McIntosh: None of the jobs that I worked through, even the most financially successful, ever tempted me to switch my allegiance from poetry. This is probably true for most poets working in a job that demands that they temporarily put aside their imaginative reflections between 9 am and 5 pm. Stevens and Williams had careers which had nothing to do with poetic composition, and everybody knows their struggles, defeats, and triumphs. Even when I was teaching for long periods I still had to concentrate on the teaching. Teaching creative writing is a collection of demanding techniques. It has its own satisfactions, but they do not necessarily end with the creation of a poem.

Fink:  What do you consider the most significant advantages of a career like yours that has featured diverse forms of employment over one solely ensconced in academia?

McIntosh: A friend of mine, a retired English professor, inspired the writing of Plan B: at a barbecue by interrogating me for hours about my career. It was a wonder to him that I would, in his estimation, take so many chances making a living when I could have done what he did and worked at a tenured job for most of my life. But even if I had been offered tenure, I don’t think I would have been happy. Toward the last days of my most recent six years of university teaching I had gotten increasingly antsy and even desperate, feeling caged, trapped, as if a sad ending was rapidly approaching. When I was offered a writing job at MTV it seemed a logical next step, and I left teaching without much regret. Apparently, it is my nature to relish new challenges. Certainly, a chance to make more money was part of it, but each job I’ve taken represented an intellectual opportunity. After grad school I worked as a graphic artist. That led to my interest in publishing. Learning how to advertise a cooking magazine, products such as Chinese diet tea, and a Chinese cookbook led to creation of a best-selling computer software program—which led to the creation of an even better selling program, and so on. Now and for the last twenty years as publisher of Marsh Hawk Press, I’ve been able to utilize everything I learned during the previous decades for the success of the press. I’m tempted to look at history backwards, from effect to cause, and declare that my Plan B was really a Plan A all the time. But the truth is, I stumbled a great deal and had to run to catch-up in areas that I declared my forte but of which I knew little. The rest, as Henry James puts it, is the madness of art.

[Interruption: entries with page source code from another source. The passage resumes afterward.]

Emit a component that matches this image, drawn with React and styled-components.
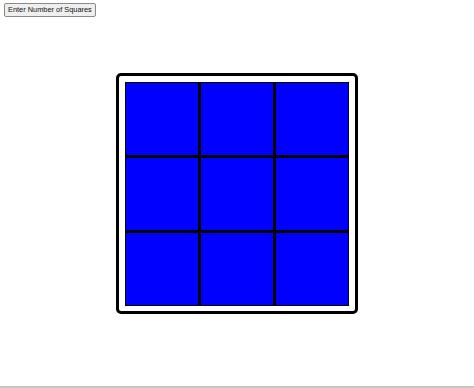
import React from "react";
import styled, { createGlobalStyle } from "styled-components";

const GlobalStyle = createGlobalStyle`
  html, body {
    margin: 0;
    padding: 0;
    background: #ffffff;
    font-family: "Liberation Sans", Arial, sans-serif;
  }
`;

const Page = styled.div`
  height: 100vh;
  display: flex;
  flex-direction: column;
  overflow: hidden;
`;

const Toolbar = styled.div`
  padding: 3px 4px 0;
  display: flex;
`;

const Button = styled.button`
  font-family: "Liberation Sans", Arial, sans-serif;
  font-size: 7.4px;
  line-height: 1;
  white-space: nowrap;
  color: #111;
  background: #efefef;
  border: 1px solid #8a8a8a;
  border-radius: 2px;
  padding: 0 3px;
  height: 14px;
  cursor: pointer;
`;

const Stage = styled.div`
  flex: 1;
  display: flex;
  justify-content: center;
  align-items: flex-start;
  padding-top: 56px;
`;

const Board = styled.div`
  border: 3px solid #000;
  border-radius: 5px;
  padding: 6px 6px 5px;
  background: #fff;
`;

const Grid = styled.div`
  display: grid;
  grid-template-columns: repeat(${p => p.$n}, 72px);
  grid-auto-rows: 72px;
  gap: 3px;
  padding: 1px;
  background: #000;
`;

const Square = styled.div`
  background: #0000ff;
`;

const BottomBar = styled.div`
  height: 2px;
  background: #c3c8bf;
`;

export default function App() {
  const n = 3;
  return (
    <Page>
      <GlobalStyle />
      <Toolbar>
        <Button>Enter Number of Squares</Button>
      </Toolbar>
      <Stage>
        <Board>
          <Grid $n={n}>
            {Array.from({ length: n * n }).map((_, i) => (
              <Square key={i} />
            ))}
          </Grid>
        </Board>
      </Stage>
      <BottomBar />
    </Page>
  );
}
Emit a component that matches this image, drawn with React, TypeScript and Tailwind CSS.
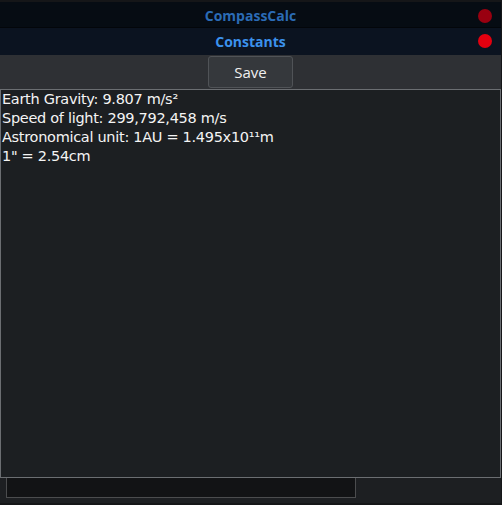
import React from "react";

const Dot = ({ color }: { color: string }) => (
  <span className={`w-[14px] h-[14px] rounded-full ${color}`} />
);

export default function App() {
  return (
    <div
      className="w-[502px] h-[505px] bg-[#151618] flex flex-col pt-[2px] pr-[1px] pb-[2px] overflow-hidden"
      style={{ fontFamily: '"Open Sans", "Noto Sans", sans-serif' }}
    >
      {/* window title */}
      <div className="h-[26px] bg-[#060c13] relative flex items-center justify-center pt-[3px] border-b border-[#03060a]">
        <span className="text-[14px] font-bold text-[#2b6bb5] leading-none">CompassCalc</span>
        <div className="absolute right-[9px] top-[7px] flex">
          <Dot color="bg-[#990010]" />
        </div>
      </div>
      {/* panel title */}
      <div className="h-[27px] bg-[#0b1320] relative flex items-center justify-center">
        <span className="text-[14px] font-bold text-[#3b91ec] leading-none">Constants</span>
        <div className="absolute right-[9px] top-[6px] flex">
          <Dot color="bg-[#e3000f]" />
        </div>
      </div>
      {/* toolbar */}
      <div className="h-[34px] bg-[#2e3034] flex items-start justify-center pt-[1px]">
        <button className="w-[85px] h-[32px] rounded-[3px] bg-[#35383c] border border-[#505357] text-[#f0f0f0] text-[15px] leading-none">
          Save
        </button>
      </div>
      {/* text area */}
      <div
        className="flex-1 bg-[#1c1f22] border border-[#6b6e72] px-[1px] pt-0 text-[#f4f4f4] text-[14.5px] tracking-[-0.3px] leading-[19px]"
        style={{ fontFamily: '"DejaVu Sans", "Noto Sans", sans-serif' }}
      >
        <div>Earth Gravity: 9.807 m/s²</div>
        <div>Speed of light: 299,792,458 m/s</div>
        <div>Astronomical unit: 1AU = 1.495x10¹¹m</div>
        <div>1" = 2.54cm</div>
      </div>
      {/* status row */}
      <div className="h-[25px] bg-[#1d1f22] flex items-start pl-[6px]">
        <div className="w-[350px] h-[20px] bg-[#121315] border border-t-0 border-[#4b4c4e]" />
      </div>
    </div>
  );
}
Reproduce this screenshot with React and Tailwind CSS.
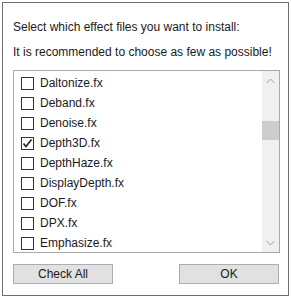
import React, { useState } from 'react';

const files = [
  'Daltonize.fx',
  'Deband.fx',
  'Denoise.fx',
  'Depth3D.fx',
  'DepthHaze.fx',
  'DisplayDepth.fx',
  'DOF.fx',
  'DPX.fx',
  'Emphasize.fx',
];

const Checkbox = ({ checked }) => (
  <span className="w-[13px] h-[13px] border border-[#333333] bg-white flex items-center justify-center shrink-0">
    {checked && (
      <svg width="11" height="11" viewBox="0 0 11 11">
        <polyline points="1.5,5.5 4,8.5 9.5,1.5" fill="none" stroke="#222" strokeWidth="1.6" />
      </svg>
    )}
  </span>
);

const App = () => {
  const [checked, setChecked] = useState({ 'Depth3D.fx': true });

  const toggle = (name) => setChecked({ ...checked, [name]: !checked[name] });

  return (
    <div
      className="w-[291px] h-[299px] bg-white pt-[2px] pl-[2px] text-[12px] text-[#1a1a1a]"
      style={{ fontFamily: '"Liberation Sans", Arial, sans-serif' }}
    >
      <div className="w-[287px] h-[294px] border border-[#6e6e6e] bg-white pl-[10px] pt-[16px] flex flex-col">
        {/* Header text */}
        <p className="leading-[16px]">Select which effect files you want to install:</p>
        <p className="leading-[16px] mt-[9px]">It is recommended to choose as few as possible!</p>

        {/* File list */}
        <div className="mt-[10px] w-[267px] h-[183px] border border-[#a9a9a9] flex overflow-hidden">
          <ul className="flex-1 pt-[2px] overflow-hidden">
            {files.map((name) => (
              <li
                key={name}
                onClick={() => toggle(name)}
                className="h-[20px] flex items-center pl-[7px] gap-[6px] cursor-default"
              >
                <Checkbox checked={!!checked[name]} />
                <span>{name}</span>
              </li>
            ))}
          </ul>
          <div className="w-[17px] bg-[#f0f0f0] flex flex-col items-center">
            <div className="h-[17px] flex items-center justify-center mt-[1px]">
              <svg width="9" height="6" viewBox="0 0 9 6">
                <polyline points="0.5,5 4.5,1 8.5,5" fill="none" stroke="#a3a3a3" strokeWidth="1" />
              </svg>
            </div>
            <div className="w-[17px] h-[19px] bg-[#cdcdcd] mt-[32px]" />
            <div className="flex-1" />
            <div className="h-[17px] flex items-center justify-center mb-[1px]">
              <svg width="9" height="6" viewBox="0 0 9 6">
                <polyline points="0.5,1 4.5,5 8.5,1" fill="none" stroke="#a3a3a3" strokeWidth="1" />
              </svg>
            </div>
          </div>
        </div>

        {/* Buttons */}
        <div className="mt-[11px] w-[266px] flex justify-between">
          <button className="w-[100px] h-[20px] bg-[#e1e1e1] border border-[#adadad] leading-[18px]">
            Check All
          </button>
          <button className="w-[100px] h-[20px] bg-[#e1e1e1] border border-[#adadad] leading-[18px]">
            OK
          </button>
        </div>
      </div>
    </div>
  );
};

export default App;
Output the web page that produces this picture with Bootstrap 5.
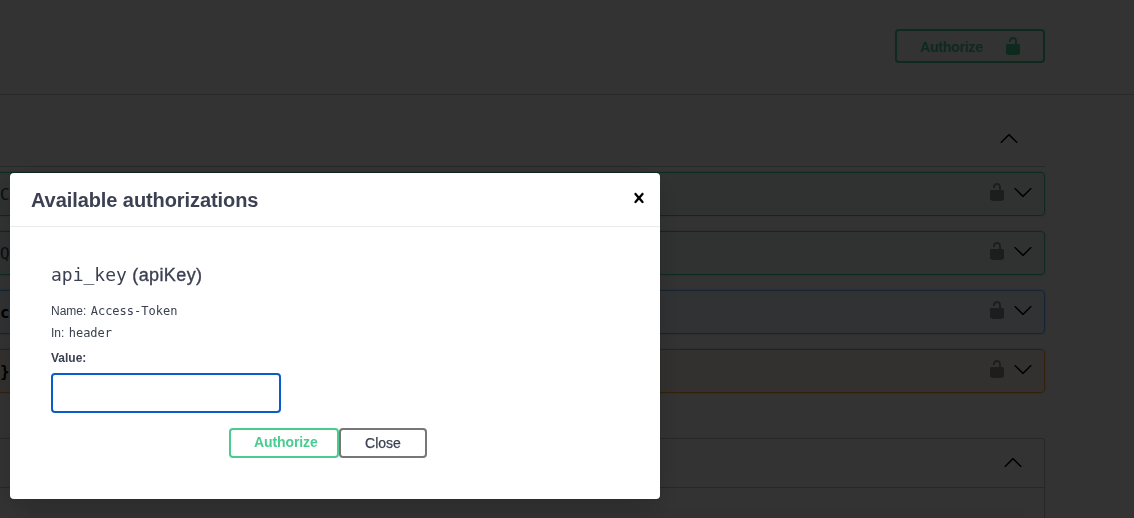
<!DOCTYPE html>
<html lang="en">
<head>
<meta charset="utf-8">
<title>Available authorizations</title>
<link href="https://cdn.jsdelivr.net/npm/bootstrap@5.3.0/dist/css/bootstrap.min.css" rel="stylesheet">
<style>
html, body { height: 100%; }
body { background: #fff; overflow: hidden; font-family: "Liberation Sans", Arial, sans-serif; color: #3b4151; }
.spec-top { height: 95px; padding: 29px 89px 0 0; border-bottom: 1px solid rgba(59,65,81,.3); }
.spec-auth { width: 150px; height: 34px; padding: 0 0 0 23px; border: 2px solid #49cc90; border-radius: 4px; background: transparent; color: #49cc90; font-size: 14px; font-weight: 700; letter-spacing: -.2px; }
.spec-auth span { width: 83px; padding-top: 2px; text-align: left; }
.spec-auth svg { fill: #49cc90; }
.spec-section { margin: 0 89px 0 -30px; }
.spec-head { height: 72px; padding: 34px 26px 0 0; border-bottom: 1px solid rgba(59,65,81,.3); }
.spec-stack { margin-top: 5px; gap: 15px; }
.spec-row { height: 44px; padding-right: 11px; border: 1px solid; border-radius: 4px; box-shadow: 0 0 3px rgba(0,0,0,.19); }
.spec-green { border-color: #49cc90; background: rgba(73,204,144,.1); }
.spec-blue { border-color: #61affe; background: rgba(97,175,254,.1); }
.spec-orange { border-color: #fca130; background: rgba(252,161,48,.1); }
.spec-path { padding: 12px 0 0 29px; width: 60px; overflow: hidden; white-space: nowrap; font: 16px/20px "DejaVu Sans Mono", monospace; color: #3b4151; }
.spec-path-strong { font-weight: 700; color: #000; }
.spec-lock { margin-top: 9px; fill: #000; opacity: .4; }
.spec-caret { margin: 9px 0 0 6px; fill: #000; }
.spec-box { margin-top: 45px; height: 80px; border: 1px solid rgba(59,65,81,.3); border-bottom: 0; border-radius: 4px 4px 0 0; box-shadow: 0 0 3px rgba(0,0,0,.1); }
.spec-box-head { height: 49px; padding: 14px 21px 0 0; border-bottom: 1px solid rgba(59,65,81,.3); }
.spec-box-inner { height: 11px; margin: 19px 20px 0 57px; background: rgba(0,0,0,.03); }
.auth-veil { position: fixed; inset: 0; background: rgba(0,0,0,.8); }
.auth-panel { position: absolute; left: 10px; top: 173px; width: 650px; border: 0; border-radius: 4px; background: #fff; box-shadow: 0 10px 30px -2px rgba(0,0,0,.2); color: #3b4151; }
.auth-panel .modal-header { height: 54px; padding: 0 11px 0 21px; border-bottom: 1px solid #ebebeb; border-radius: 4px 4px 0 0; }
.auth-title { margin: 0; font-size: 20px; line-height: 24px; font-weight: 700; letter-spacing: -.08px; color: #3b4151; }
.auth-x { padding: 0; border: 0; background: none; line-height: 0; margin-top: -4px; }
.auth-body { padding: 37px 41px 41px; }
.auth-h { margin: 0 0 16px; font-size: 18px; line-height: 22px; font-weight: 400; letter-spacing: .4px; color: #3b4151; -webkit-text-stroke: .35px #3b4151; }
.auth-mono { font-family: "DejaVu Sans Mono", monospace; letter-spacing: 0; -webkit-text-stroke: 0; }
.auth-line { margin: 0 0 4px; font-size: 12px; line-height: 18px; }
.auth-line .auth-mono { margin-left: 1px; }
.auth-label { display: block; margin: 9px 0 7px; font-size: 12px; line-height: 15px; font-weight: 700; }
.auth-input.form-control { width: 230px; height: 40px; padding: 8px 10px; border: 2px solid #0a5ccc; border-radius: 4px; box-shadow: none; }
.auth-actions { margin: 15px 0 0 178px; }
.auth-btn { height: 30px; padding: 0; border: 2px solid; border-radius: 4px; background: #fff; font-size: 14px; line-height: 1; }
.auth-go { width: 110px; padding: 0 0 2px 23px; text-align: left; border-color: #49cc90; color: #49cc90; font-weight: 700; letter-spacing: -.1px; }
.auth-close { width: 88px; border-color: #777; color: #3b4151; -webkit-text-stroke: .25px #3b4151; }
.auth-btn:hover, .auth-btn:active { background: #fff; }
</style>
</head>
<body>
<svg width="0" height="0" class="position-absolute">
  <symbol id="ico-lock" viewBox="0 0 20 20"><path d="M15.8 8H14V5.6C14 2.703 12.665 1 10 1 7.334 1 6 2.703 6 5.6V6h2v-.801C8 3.754 8.797 3 10 3c1.203 0 2 .754 2 2.199V8H4c-.553 0-1 .646-1 1.199V17c0 .549.428 1.139.951 1.307l1.197.387C5.672 18.861 6.55 19 7.1 19h5.8c.549 0 1.428-.139 1.951-.307l1.196-.387c.524-.167.953-.757.953-1.306V9.199C17 8.646 16.352 8 15.8 8z"/></symbol>
  <symbol id="ico-down" viewBox="0 0 20 20"><path d="M17.418 6.109c.272-.268.709-.268.979 0s.271.701 0 .969l-7.908 7.83c-.27.268-.707.268-.979 0l-7.908-7.83c-.27-.268-.27-.701 0-.969.271-.268.709-.268.979 0L10 13.25l7.418-7.141z"/></symbol>
  <symbol id="ico-up" viewBox="0 0 20 20"><path transform="matrix(1 0 0 -1 0 20)" d="M17.418 6.109c.272-.268.709-.268.979 0s.271.701 0 .969l-7.908 7.83c-.27.268-.707.268-.979 0l-7.908-7.83c-.27-.268-.27-.701 0-.969.271-.268.709-.268.979 0L10 13.25l7.418-7.141z"/></symbol>
  <symbol id="ico-x" viewBox="0 0 20 20"><path d="M14.348 14.849c-.469.469-1.229.469-1.697 0L10 11.819l-2.651 3.029c-.469.469-1.229.469-1.697 0-.469-.469-.469-1.229 0-1.697l2.758-3.15-2.759-3.152c-.469-.469-.469-1.228 0-1.697.469-.469 1.228-.469 1.697 0L10 8.183l2.651-3.031c.469-.469 1.228-.469 1.697 0 .469.469.469 1.229 0 1.697l-2.758 3.152 2.758 3.15c.469.469.469 1.229 0 1.698z"/></symbol>
</svg>

<main>
  <div class="spec-top d-flex justify-content-end align-items-start">
    <button type="button" class="spec-auth d-flex align-items-center">
      <span>Authorize</span>
      <svg width="20" height="20"><use href="#ico-lock"/></svg>
    </button>
  </div>
  <section class="spec-section">
    <div class="spec-head d-flex justify-content-end">
      <svg width="20" height="20"><use href="#ico-up"/></svg>
    </div>
    <div class="spec-stack d-flex flex-column">
      <div class="spec-row spec-green d-flex">
        <div class="spec-path">Cc</div>
        <svg width="20" height="20" class="spec-lock ms-auto"><use href="#ico-lock"/></svg>
        <svg width="20" height="20" class="spec-caret"><use href="#ico-down"/></svg>
      </div>
      <div class="spec-row spec-green d-flex">
        <div class="spec-path">QP</div>
        <svg width="20" height="20" class="spec-lock ms-auto"><use href="#ico-lock"/></svg>
        <svg width="20" height="20" class="spec-caret"><use href="#ico-down"/></svg>
      </div>
      <div class="spec-row spec-blue d-flex">
        <div class="spec-path spec-path-strong">c</div>
        <svg width="20" height="20" class="spec-lock ms-auto"><use href="#ico-lock"/></svg>
        <svg width="20" height="20" class="spec-caret"><use href="#ico-down"/></svg>
      </div>
      <div class="spec-row spec-orange d-flex">
        <div class="spec-path spec-path-strong">}</div>
        <svg width="20" height="20" class="spec-lock ms-auto"><use href="#ico-lock"/></svg>
        <svg width="20" height="20" class="spec-caret"><use href="#ico-down"/></svg>
      </div>
    </div>
    <div class="spec-box">
      <div class="spec-box-head d-flex justify-content-end">
        <svg width="20" height="20"><use href="#ico-up"/></svg>
      </div>
      <div class="spec-box-inner"></div>
    </div>
  </section>
</main>

<div class="auth-veil">
  <div class="auth-panel modal-content" role="dialog" aria-label="Available authorizations">
    <div class="modal-header d-flex justify-content-between align-items-center">
      <h3 class="auth-title">Available authorizations</h3>
      <button type="button" class="auth-x" aria-label="Close">
        <svg width="20" height="20"><use href="#ico-x"/></svg>
      </button>
    </div>
    <div class="auth-body">
      <h4 class="auth-h"><span class="auth-mono">api_key</span> (apiKey)</h4>
      <p class="auth-line">Name: <span class="auth-mono">Access-Token</span></p>
      <p class="auth-line">In: <span class="auth-mono">header</span></p>
      <label class="auth-label" for="auth-value">Value:</label>
      <input id="auth-value" class="auth-input form-control" type="text" aria-label="Value">
      <div class="auth-actions d-flex">
        <button type="button" class="auth-btn auth-go">Authorize</button>
        <button type="button" class="auth-btn auth-close">Close</button>
      </div>
    </div>
  </div>
</div>
<script src="https://cdn.jsdelivr.net/npm/bootstrap@5.3.0/dist/js/bootstrap.bundle.min.js"></script>
</body>
</html>
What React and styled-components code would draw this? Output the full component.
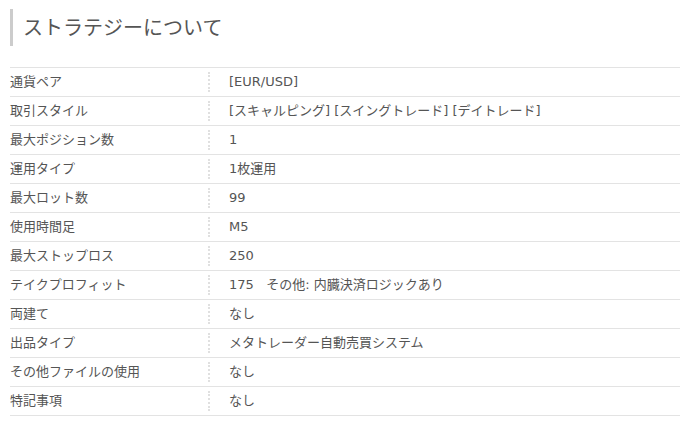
import React from "react";
import styled, { createGlobalStyle } from "styled-components";

const Global = createGlobalStyle`
  html, body { margin: 0; padding: 0; background: #fff; }
  body { font-family: "DejaVu Sans", "Noto Sans CJK JP", sans-serif; color: #555; }
`;

const Page = styled.div`
  padding: 9px 19px 0 10px;
`;

const Heading = styled.h2`
  margin: 0 0 21px 0;
  height: 37px;
  line-height: 35px;
  border-left: 3px solid #cccccc;
  padding-left: 10px;
  font-family: "Noto Sans CJK JP", sans-serif;
  font-size: 20px;
  font-weight: 400;
  color: #555;
`;

const Table = styled.div`
  border-bottom: 1px solid #e3e3e3;
`;

const Row = styled.div`
  display: grid;
  grid-template-columns: 200px 1fr;
  border-top: 1px solid #e3e3e3;
  height: 28px;
  align-items: center;
`;

const Label = styled.div`
  font-size: 13px;
  line-height: 20px;
  height: 20px;
  color: #555;
  border-right: 2px dotted #e0e0e0;
  white-space: nowrap;
`;

const Value = styled.div`
  font-size: 13px;
  line-height: 20px;
  padding-left: 19px;
  color: #555;
  white-space: nowrap;
`;

const rows = [
  ["通貨ペア", "[EUR/USD]"],
  ["取引スタイル", "[スキャルピング] [スイングトレード] [デイトレード]"],
  ["最大ポジション数", "1"],
  ["運用タイプ", "1枚運用"],
  ["最大ロット数", "99"],
  ["使用時間足", "M5"],
  ["最大ストップロス", "250"],
  ["テイクプロフィット", "175\u00a0\u00a0 その他: 内臓決済ロジックあり"],
  ["両建て", "なし"],
  ["出品タイプ", "メタトレーダー自動売買システム"],
  ["その他ファイルの使用", "なし"],
  ["特記事項", "なし"],
];

export default function App() {
  return (
    <Page>
      <Global />
      <Heading>ストラテジーについて</Heading>
      <Table>
        {rows.map(([k, v]) => (
          <Row key={k}>
            <Label>{k}</Label>
            <Value>{v}</Value>
          </Row>
        ))}
      </Table>
    </Page>
  );
}
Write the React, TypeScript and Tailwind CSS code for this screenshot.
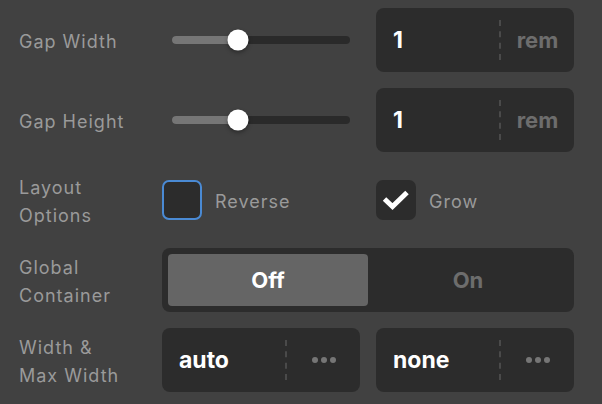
import React, { useState } from "react";

const Label: React.FC<{ children: React.ReactNode }> = ({ children }) => (
  <div className="w-[162px] shrink-0 pl-[19px] pt-[4px] text-[18px] leading-[28px] tracking-[1px] text-[#9a9a9a]">
    {children}
  </div>
);

const Slider: React.FC<{ value: number }> = ({ value }) => (
  <div className="relative mx-[10px] h-[8px] flex-1 rounded-full bg-[#2a2a2a]">
    <div
      className="absolute left-0 top-0 h-full rounded-full bg-[#767676]"
      style={{ width: `${value}%` }}
    />
    <div
      className="absolute top-1/2 h-[21px] w-[21px] -translate-x-1/2 -translate-y-1/2 rounded-full bg-white shadow-[0_2px_4px_rgba(0,0,0,0.35)]"
      style={{ left: `${value}%` }}
    />
  </div>
);

const Divider = () => (
  <div className="h-[40px] border-l-2 border-dashed border-[#4a4a4a]" />
);

const Dots = () => (
  <div className="flex gap-[3px]">
    <span className="h-[6px] w-[6px] rounded-full bg-[#767676]" />
    <span className="h-[6px] w-[6px] rounded-full bg-[#767676]" />
    <span className="h-[6px] w-[6px] rounded-full bg-[#767676]" />
  </div>
);

const Field: React.FC<{ value: string; unit?: string }> = ({ value, unit }) => (
  <div className="flex h-[64px] flex-1 items-center rounded-[8px] bg-[#2c2c2c]">
    <div className="flex-1 pl-[17px] text-[23px] font-bold text-white">{value}</div>
    <Divider />
    <div className="flex w-[73px] items-center justify-center text-[22px] font-bold text-[#6d6d6d]">
      {unit ? unit : <Dots />}
    </div>
  </div>
);

const Check: React.FC<{ checked: boolean; focus?: boolean; label: string; onClick: () => void }> = ({
  checked,
  focus,
  label,
  onClick,
}) => (
  <button className="flex flex-1 items-center gap-[13px]" onClick={onClick}>
    <span
      className={`flex h-[40px] w-[40px] items-center justify-center rounded-[7px] bg-[#2c2c2c] ${
        focus ? "border-2 border-[#4a8ad4]" : ""
      }`}
    >
      {checked && (
        <svg width="40" height="40" viewBox="0 0 40 40">
          <polyline
            points="8.5,19 16.5,26.5 31,12.5"
            fill="none"
            stroke="white"
            strokeWidth="5"
            strokeLinejoin="miter"
          />
        </svg>
      )}
    </span>
    <span className="pt-[2px] text-[18px] tracking-[1px] text-[#9a9a9a]">{label}</span>
  </button>
);

export default function App() {
  const [reverse, setReverse] = useState(false);
  const [grow, setGrow] = useState(true);
  const [global, setGlobal] = useState(false);

  return (
    <div
      className="flex h-[404px] w-[602px] flex-col gap-[16px] bg-[#414141] pt-[8px] pr-[28px]"
      style={{ fontFamily: "Inter, 'Noto Sans', sans-serif" }}
    >
      <div className="flex h-[64px] items-center">
        <Label>Gap Width</Label>
        <div className="flex flex-1 gap-[16px]">
          <div className="flex flex-1 items-center">
            <Slider value={37} />
          </div>
          <Field value="1" unit="rem" />
        </div>
      </div>

      <div className="flex h-[64px] items-center">
        <Label>Gap Height</Label>
        <div className="flex flex-1 gap-[16px]">
          <div className="flex flex-1 items-center">
            <Slider value={37} />
          </div>
          <Field value="1" unit="rem" />
        </div>
      </div>

      <div className="flex h-[64px] items-center">
        <Label>
          Layout
          <br />
          Options
        </Label>
        <div className="flex flex-1 gap-[16px]">
          <Check checked={reverse} focus label="Reverse" onClick={() => setReverse(!reverse)} />
          <Check checked={grow} label="Grow" onClick={() => setGrow(!grow)} />
        </div>
      </div>

      <div className="flex h-[64px] items-center">
        <Label>
          Global
          <br />
          Container
        </Label>
        <div className="flex h-[64px] flex-1 rounded-[8px] bg-[#2c2c2c] p-[6px]">
          <button
            className={`flex-1 rounded-[4px] text-[22px] font-bold ${
              !global ? "bg-[#656565] text-white" : "text-[#6d6d6d]"
            }`}
            onClick={() => setGlobal(false)}
          >
            Off
          </button>
          <button
            className={`flex-1 rounded-[4px] text-[22px] font-bold ${
              global ? "bg-[#656565] text-white" : "text-[#6d6d6d]"
            }`}
            onClick={() => setGlobal(true)}
          >
            On
          </button>
        </div>
      </div>

      <div className="flex h-[64px] items-center">
        <Label>
          Width &amp;
          <br />
          Max Width
        </Label>
        <div className="flex flex-1 gap-[16px]">
          <Field value="auto" />
          <Field value="none" />
        </div>
      </div>
    </div>
  );
}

Sandy McIntosh’s books include Plan B: A Survivor’s Manual, Lesser Lights: More Tales from a Hamptons’ Apprenticeship, Obsessional, Poetry for Performance, A Hole in the Ocean: A Hamptons’ Apprenticeship, Cemetery Chess: Selected and New Poems, Forty-Nine Guaranteed Ways To Escape Death,), The After-Death History of My Mother, Between Earth and Sky (Marsh Hawk Press), Endless Staircase (Street Press), Earth Works (Long Island University), Which Way to the Egress? (Garfield Publishers), and two chapbooks: Obsessional (Tamafyhr Mountain Poetry) and Monsters of the Antipodes (Survivors Manual Books). His prose includes Firing Back, with Jodie-Beth Galos (Wiley), From A Chinese Kitchen (American Cooking Guild), and The Poets in the Poets-In-The-Schools (Minnesota Center for Social Research, University of Minnesota) His poetry and essays have been published in The New York Times, The Daily Beast, Politico, NY Daily News, Newsday, The Nation, the Wall Street Journal, American Book Review, and elsewhere. His original poetry in a film script won the Silver Medal in the Film Festival of the Americas. He has been Managing Editor of Confrontation magazine published by Long Island University and is Publisher of Marsh Hawk Press, Inc.